Lets dive in and take a look at how the quarterback and how he uses his knowledge of physics to calculate where and how he will pass the ball. We know that an object that is launched in any given path is called projectile motion, and would be initiated when the he throws the ball. We have also come to understand that the arc or parabola is the curved path that the ball follows from its initial point of release, to the point of impact whether it is the receiver, or the ground when acted upon by the force of gravity. Now before the quarterback makes his decision on where and how to pass the ball he instantaneously gauges the elements at play and then uses his knowledge of physics to calculate the pass, which through years of training and experience has become second nature.

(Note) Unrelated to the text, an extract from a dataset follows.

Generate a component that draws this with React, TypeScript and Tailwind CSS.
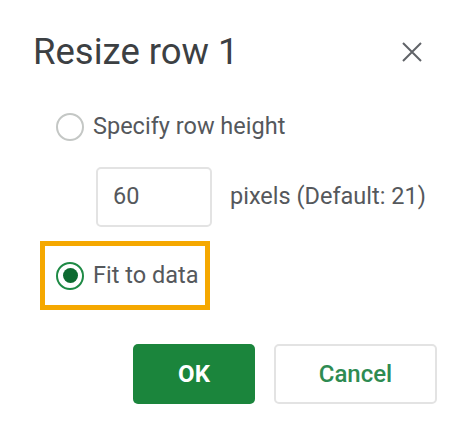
function Radio({ checked }: { checked?: boolean }) {
  if (checked) {
    return (
      <span className="flex h-[28px] w-[28px] items-center justify-center rounded-full border-[2.5px] border-[#1e8a45]">
        <span className="h-[15px] w-[15px] rounded-full bg-[#0d6a30]" />
      </span>
    );
  }
  return <span className="h-[28px] w-[28px] rounded-full border-2 border-[#c4c7c5]" />;
}

export default function App() {
  return (
    <div
      className="flex h-[439px] w-[474px] flex-col bg-white"
      style={{ fontFamily: "Roboto, 'Liberation Sans', sans-serif" }}
    >
      <div className="mt-[32px] flex h-[40px] items-center justify-between pl-[33px] pr-[52px]">
        <h1 className="text-[36.5px] leading-[40px] text-[#3c4043]">Resize row 1</h1>
        <svg width="20" height="20" viewBox="0 0 20 20" className="text-[#606368]">
          <path d="M1 1 19 19M19 1 1 19" stroke="currentColor" strokeWidth="2" fill="none" />
        </svg>
      </div>

      <div className="mt-[40px] flex h-[30px] items-center gap-[9px] pl-[56px]">
        <Radio />
        <span className="text-[23.5px] text-[#55585c]">Specify row height</span>
      </div>

      <div className="mt-[25px] flex items-center gap-[18px] pl-[96px]">
        <div className="flex h-[60px] w-[116px] items-center rounded-[5px] border-2 border-[#e3e3e3] pl-[15px] text-[23.5px] text-[#55585c]">
          60
        </div>
        <span className="text-[23.5px] text-[#55585c]">pixels (Default: 21)</span>
      </div>

      <div className="ml-[40px] mt-[14px] flex h-[69px] w-[170px] items-center gap-[9px] border-[5px] border-[#f5a800] pl-[11px]">
        <Radio checked />
        <span className="text-[23.5px] text-[#55585c]">Fit to data</span>
      </div>

      <div className="mt-[34px] flex justify-end gap-[19px] pr-[37px]">
        <button className="flex h-[60px] w-[122px] items-center justify-center rounded-[5px] bg-[#1b853c] text-[24px] font-bold text-white">
          OK
        </button>
        <button className="flex h-[60px] w-[163px] items-center justify-center rounded-[5px] border-2 border-[#e3e3e3] bg-white text-[24px] font-medium text-[#2e8b52]">
          Cancel
        </button>
      </div>
    </div>
  );
}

Given our understanding of the parabola or path that the ball will take once it leaves the quarterback’s hand, there are three key factors that are a vital influence the path of the ball at this point. The first is the angle at which the ball is launched. We know that at 45 degrees is the sweet spot for reaching a maximum distance with the force of gravity acting as the force pulling down on the ball and decreasing it’s vertical speed in mid air.

The second factor is the velocity or speed at which the ball is thrown. We know that the velocity is based on the speed and angle of direction that an object travels, so having this knowledge the quarterback is able to judge how much force to put behind the ball as he’s throwing. In essence, the more distance between he and the receiver, the greater the force he would need to put on the ball, depending on the angle at which it leaves his hand.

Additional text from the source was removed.